Emissions rise from the smokestacks at the Jeffrey Energy Center coal power plant as the sun sets, near Emmett, Kan., Sept. 18, 2021.

BY RACHEL FRAZIN – 04/28/24 6:00 AM ET | The Hill

The Biden administration’s crackdown on power plants’ planet-warming emissions will accelerate a shift away from coal, and potentially speed the U.S.’s adoption of renewable energy sources.

The administration this past week announced a new rule that will require coal plants and new gas plants to install carbon capture technology to mitigate 90 percent of their emissions — or find another way to achieve the equivalent climate protections. 

But experts say that rather than try to meet these requirements, more coal plants may just retire — and some power companies may opt to invest in renewables over keeping existing coal plants or putting costly carbon capture on new gas ones. 

“What we’ve seen, even without these rules, is that coal generation is falling,” said Christopher Knittel, a professor of applied economics at MIT, noting that “the writing’s kind of on the wall” because of fracking driving down natural gas prices.

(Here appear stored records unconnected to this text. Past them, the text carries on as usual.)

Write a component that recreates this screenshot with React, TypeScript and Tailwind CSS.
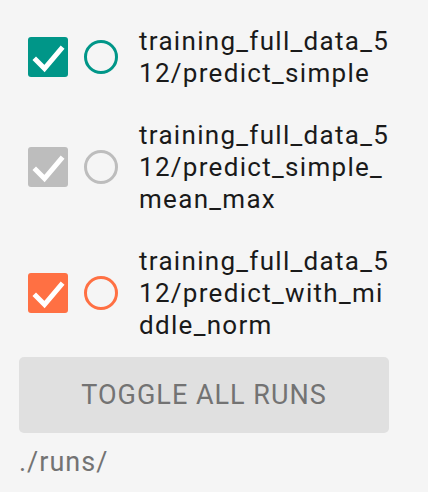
import React from "react";

// One entry per run in the selector
interface Run {
  name: string;
  color: string;
}

const runs: Run[] = [
  { name: "training_full_data_512/predict_simple", color: "#009688" },
  { name: "training_full_data_512/predict_simple_mean_max", color: "#bdbdbd" },
  { name: "training_full_data_512/predict_with_middle_norm", color: "#ff7043" },
];

const RunRow: React.FC<{ run: Run }> = ({ run }) => {
  return (
    <div className="flex items-center py-[15px] pl-[9px]">
      <div className="flex items-center shrink-0">
        <div
          className="w-[40px] h-[40px] rounded-[3px] flex items-center justify-center"
          style={{ backgroundColor: run.color }}
        >
          <svg width="40" height="40" viewBox="0 0 40 40">
            <polyline
              points="8,23 16.5,31.5 33,12"
              fill="none"
              stroke="white"
              strokeWidth="5"
              strokeLinecap="square"
            />
          </svg>
        </div>
        <div
          className="ml-[16px] w-[34px] h-[34px] rounded-full border-[3.3px]"
          style={{ borderColor: run.color }}
        />
      </div>
      <div className="ml-[21px] w-[255px] text-[26px] leading-[32px] tracking-[1.3px] text-[#1a1a1a] break-all">
        {run.name}
      </div>
    </div>
  );
};

export default function App() {
  return (
    <div
      className="w-[428px] h-[492px] bg-[#f5f5f5] px-[19px] pt-[10px]"
      style={{ fontFamily: "Roboto, 'Liberation Sans', sans-serif" }}
    >
      {runs.map((run) => (
        <RunRow key={run.name} run={run} />
      ))}
      <button className="mt-[1px] w-[370px] h-[76px] rounded-[5px] bg-[#e0e0e0] text-[27px] tracking-[1px] text-[#737373] uppercase">
        Toggle all runs
      </button>
      <div className="mt-[14px] text-[27px] leading-[31px] tracking-[1px] text-[#737373]">./runs/</div>
    </div>
  );
}
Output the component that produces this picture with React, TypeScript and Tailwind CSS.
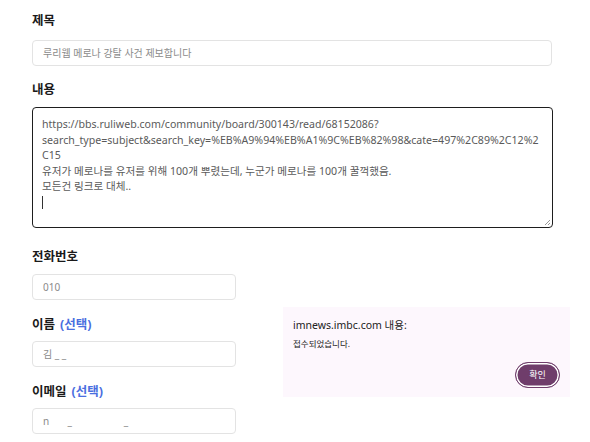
const font = { fontFamily: '"Noto Sans", "Noto Sans CJK KR", sans-serif' }

function Label({ text, optional }: { text: string; optional?: boolean }) {
  return (
    <div className="h-[18px] text-[12.5px] font-bold leading-[18px] text-[#1a1a1a]">
      {text}
      {optional && <span className="ml-[5px] text-[#4a6ee0]">(선택)</span>}
    </div>
  )
}

function Field({ value, wide }: { value: string; wide?: boolean }) {
  return (
    <div
      className={`flex h-[26px] items-center whitespace-pre rounded-[4px] border border-[#e3e3e3] bg-white px-[10px] text-[10px] text-[#8a8a8a] ${
        wide ? "w-[520px]" : "w-[204px]"
      }`}
    >
      {value}
    </div>
  )
}

export default function App() {
  const lines = [
    "https://bbs.ruliweb.com/community/board/300143/read/68152086?",
    "search_type=subject&search_key=%EB%A9%94%EB%A1%9C%EB%82%98&cate=497%2C89%2C12%2",
    "C15",
    "유저가 메로나를 유저를 위해 100개 뿌렸는데, 누군가 메로나를 100개 꿀꺽했음.",
    "모든건 링크로 대체..",
  ]

  return (
    <div className="relative h-[442px] w-[590px] overflow-hidden bg-white" style={font}>
      <div className="px-[32px] pt-[12px]">
        <Label text="제목" />
        <div className="mt-[10px]">
          <Field value="루리웹 메로나 강탈 사건 제보합니다" wide />
        </div>

        <div className="mt-[15px]">
          <Label text="내용" />
        </div>
        <div className="relative mt-[8px] h-[121px] w-[521px] rounded-[4px] border-[1.5px] border-[#1e1e1e] bg-white px-[9px] pt-[9px] text-[10.6px] leading-[15.5px] text-[#5a5a5a]">
          {lines.map((l) => (
            <div key={l} className="whitespace-nowrap">
              {l}
            </div>
          ))}
          <div className="mt-[1px] h-[13px] w-px bg-[#333]" />
          <svg className="absolute bottom-[1px] right-[1px]" width="7" height="7" viewBox="0 0 7 7">
            <path d="M6 1 L1 6 M6 4 L4 6" stroke="#999" strokeWidth="1" />
          </svg>
        </div>

        <div className="mt-[20px]">
          <Label text="전화번호" />
        </div>
        <div className="mt-[8px]">
          <Field value="010" />
        </div>

        <div className="mt-[16px]">
          <Label text="이름" optional />
        </div>
        <div className="mt-[7px]">
          <Field value="김 _ _" />
        </div>

        <div className="mt-[16px]">
          <Label text="이메일" optional />
        </div>
        <div className="mt-[7px]">
          <Field value={"n       _                    _"} />
        </div>
      </div>

      {/* browser alert */}
      <div className="absolute left-[283px] top-[307px] h-[90px] w-[287px] bg-[#fdf7fd]">
        <div className="pl-[10px] pt-[11px] text-[10.5px] leading-[14px] text-[#222]">imnews.imbc.com 내용:</div>
        <div className="pl-[10px] pt-[6px] text-[8.5px] leading-[11px] text-[#222]">접수되었습니다.</div>
        <div className="absolute left-[232px] top-[55px] flex h-[26px] w-[45px] items-center justify-center rounded-full border border-[#6f3d6b] bg-[#6f3d6b] shadow-[inset_0_0_0_1.5px_#fff]">
          <span className="text-[9px] text-white">확인</span>
        </div>
      </div>
    </div>
  )
}
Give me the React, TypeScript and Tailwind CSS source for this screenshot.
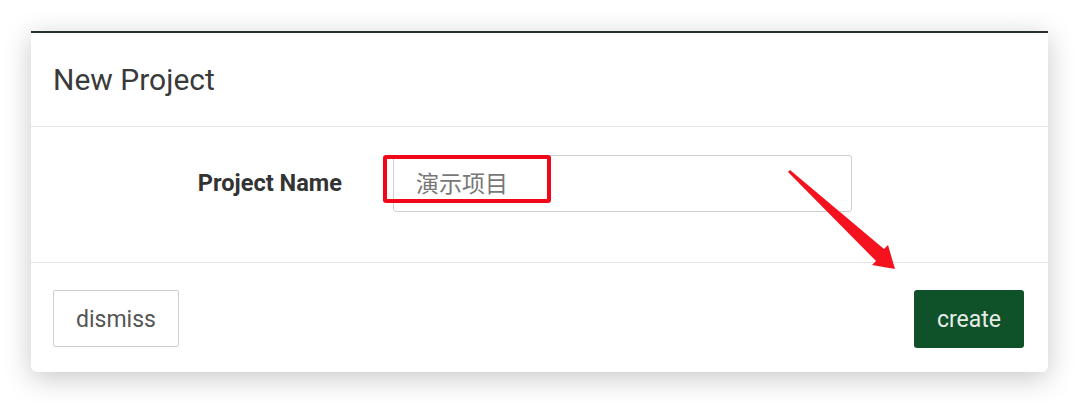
export default function App() {
    return (
        <div className="h-[403px] w-[1080px] bg-white pl-[31px] pt-[31px] font-['Roboto','Noto_Sans_CJK_SC',sans-serif]">
            <div className="relative w-[1017px] rounded-b-md border-t-2 border-[#26302f] bg-white shadow-[0_6px_28px_rgba(0,0,0,0.22)]">
                {/* Header */}
                <div className="flex h-[94px] items-center border-b border-[#e3e3e3] pl-[22px]">
                    <h1 className="text-[30px] font-normal text-[#3a3a3a]">New Project</h1>
                </div>

                {/* Body */}
                <div className="flex h-[136px] items-center border-b border-[#e3e3e3] pb-[22px]">
                    <label className="w-[311px] text-right text-[23.6px] font-bold text-[#333]">Project Name</label>
                    <div className="ml-[51px] flex h-[57px] w-[459px] items-center rounded-[3px] border border-[#cfcfcf] pb-[2px] pl-[22px] text-[23px] text-[#777] font-['Noto_Sans_CJK_SC',sans-serif]">
                        演示项目
                    </div>
                </div>

                {/* Footer */}
                <div className="flex h-[109px] items-start justify-between pl-[22px] pr-[24px] pt-[27px]">
                    <button className="h-[57px] w-[126px] rounded-[2px] border border-[#cfcfcf] bg-white pt-[4px] text-[23px] text-[#555]">
                        dismiss
                    </button>
                    <button className="h-[58px] w-[110px] rounded-[3px] bg-[#0f5229] pt-[3px] text-[23px] text-[#e6ece7]">
                        create
                    </button>
                </div>

                {/* Annotation: red box around the name */}
                <div className="absolute left-[352px] top-[122px] h-[48px] w-[168px] rounded-[3px] border-[4px] border-[#f0081a]" />

                {/* Annotation: arrow pointing at create */}
                <svg className="absolute left-[755px] top-[135px]" width="120" height="110" viewBox="0 0 120 110">
                    <polygon
                        points="4,2 98,81 102,77 109,101 86,97 90,93 2,4"
                        fill="#f4121e"
                    />
                </svg>
            </div>
        </div>
    );
}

“But,” Knittel added, “these new rules will certainly push to speed that transition up.”

The Environmental Protection Agency’s (EPA) analysis shows that the rule could increase the amount of coal power that comes offline between 2028 and 2035 by nearly 25 percent.

It projects that without the rule, 84 gigawatts of coal power would have retired during that period. But under the rule, that number is expected to jump to 104 gigawatts of power. 

Research firm BloombergNEF reached similar findings for this decade. 

Julia Attwood, an industrial decarbonization specialist with the firm, estimated that around 44 gigawatts of coal power was due to retire by the end of 2030 anyway, but the rule will cause an additional 30 to 40 gigawatts to go offline during that period.

Attwood said BloombergNEF models an average coal plant as being equivalent to about 0.65 gigawatts, so this would amount to around 46 to 62 additional plant closures during that period. 

“A lot of coal plants are just going to be pushed to retirement because of the expense of using [carbon capture and storage],” she said.